Besides the Verne books (which include Mathis Sandorf, Verne’s answer to The Count of Monte Cristo, and The Sphinx of the Ice Fields, his continuation of Poe’s Narrative of Arthur Gordon Pym), I’ve got the most recent James Bond, Kim Sherwood’s Double or Nothing and Claire Heywood’s The Shadow of Perseus. The latter, a re-telling of the myth of Perseus and Medusa, styrips away all the magical stuff and appears to take the tack that Medusa was a member of a north African colony of religious ladies calling themselves “Gorgons”, something I’ve seen before. The book was recommended to me by my writing group, who knows about my own book on Medusa.
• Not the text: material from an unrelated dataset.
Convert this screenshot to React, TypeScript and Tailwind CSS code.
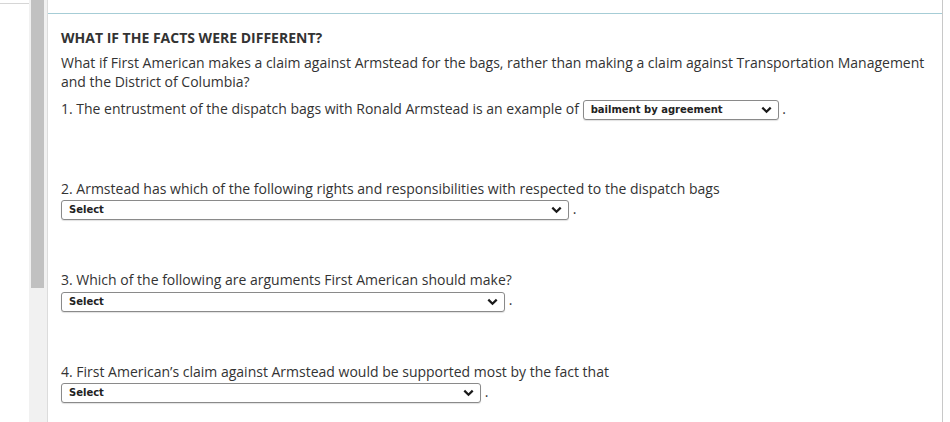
import React from "react";

const Chevron = () => (
  <svg width="11" height="8" viewBox="0 0 11 8" className="absolute right-[6px] top-1/2 -translate-y-1/2 pointer-events-none">
    <path d="M1.3 1.6 L5.5 5.8 L9.7 1.6" fill="none" stroke="#1a1a1a" strokeWidth="2.2" />
  </svg>
);

function Sel({ w, value }: { w: string; value: string }) {
  return (
    <span className={`relative inline-flex items-center h-[20px] ${w} border border-[#8a8a8a] rounded-[3px] bg-white align-middle shadow-[0_1px_1px_rgba(0,0,0,0.12)]`}>
      <span className="pl-[7px] text-[10px] font-bold text-[#222] leading-none" style={{ fontFamily: '"DejaVu Sans", Verdana, sans-serif' }}>
        {value}
      </span>
      <Chevron />
    </span>
  );
}

export default function App() {
  return (
    <div className="w-[950px] h-[422px] bg-white flex overflow-hidden" style={{ fontFamily: '"Open Sans", sans-serif' }}>
      <div className="w-[29px] shrink-0 flex flex-col">
        <div className="h-[3px]" />
        <div className="h-[1px] bg-[#d6d6d6]" />
      </div>
      <div className="w-[18px] shrink-0 bg-[#f1f1f1] flex flex-col">
        <div className="ml-[2px] w-[13px] h-[288px] bg-[#c1c1c1]" />
      </div>
      <div className="w-[1px] shrink-0 bg-[#dcdcdc]" />
      <div className="w-[895px] shrink-0 border-r border-[#c8c8c8] flex flex-col">
        <div className="h-[14px] border-b border-[#a6cdd6]" />
        <div className="pl-[13px] pr-[16px] pt-[14px] text-[14px] text-[#333]">
          <h2 className="font-bold text-[14px] leading-[19px]">WHAT IF THE FACTS WERE DIFFERENT?</h2>
          <p className="mt-[6px] leading-[19px]">
            What if First American makes a claim against Armstead for the bags, rather than making a claim against Transportation Management and the District of Columbia?
          </p>
          <p className="mt-[6px] leading-[24px]">
            1. The entrustment of the dispatch bags with Ronald Armstead is an example of{" "}
            <Sel w="w-[196px]" value="bailment by agreement" /> .
          </p>
          <div className="mt-[58px] leading-[19px]">
            <p>2. Armstead has which of the following rights and responsibilities with respected to the dispatch bags</p>
            <p className="leading-[22px]">
              <Sel w="w-[508px]" value="Select" /> .
            </p>
          </div>
          <div className="mt-[50px] leading-[19px]">
            <p>3. Which of the following are arguments First American should make?</p>
            <p className="leading-[22px]">
              <Sel w="w-[444px]" value="Select" /> .
            </p>
          </div>
          <div className="mt-[50px] leading-[19px]">
            <p>4. First American’s claim against Armstead would be supported most by the fact that</p>
            <p className="leading-[22px]">
              <Sel w="w-[420px]" value="Select" /> .
            </p>
          </div>
        </div>
      </div>
    </div>
  );
}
There’s another Bond book out, On His Majesty’s Secret Service by Charlie Higson, who wrote the "Young James Bond series. This is his first foray into the adult Bond. But I haven’t seen this one in any bookstore. If I want to read it, I’ll have to order it.
Based on a recommendation from the Libby app, I downloaded and started listening to Every City is Every Other City by John McFetridge. I admit that I was not familiar with the author, even though he’s written over 20 books. He’s a crime/mystery writer from Canada, and this book focuses on a part-time private eye from Toronto who reluctantly takes on a missing person case. I am enjoying it thus far.
Finished Something More Than Night by Kim Newman, which I enjoyed very much.
Now I’m reading This Is Chance!: The Shaking of an All-American City, A Voice That Held It Together, by Jon Mooallem. It’s about the 1964 Alaska earthquake.
Ah, good. I’m a big fan of the book! Her The Ladies of Grace Adieu is a collection of short stories that overlap with it a bit, and her more recent novel Piranesi is quite different but also excellent.
Haven’t read the book, but there was a movie adaptation a few years back (including several Downton Abbey alums) which we enjoyed: https://www.youtube.com/watch?v=vP9eDmX0ow0
I see 007 is already acknowledging the new King!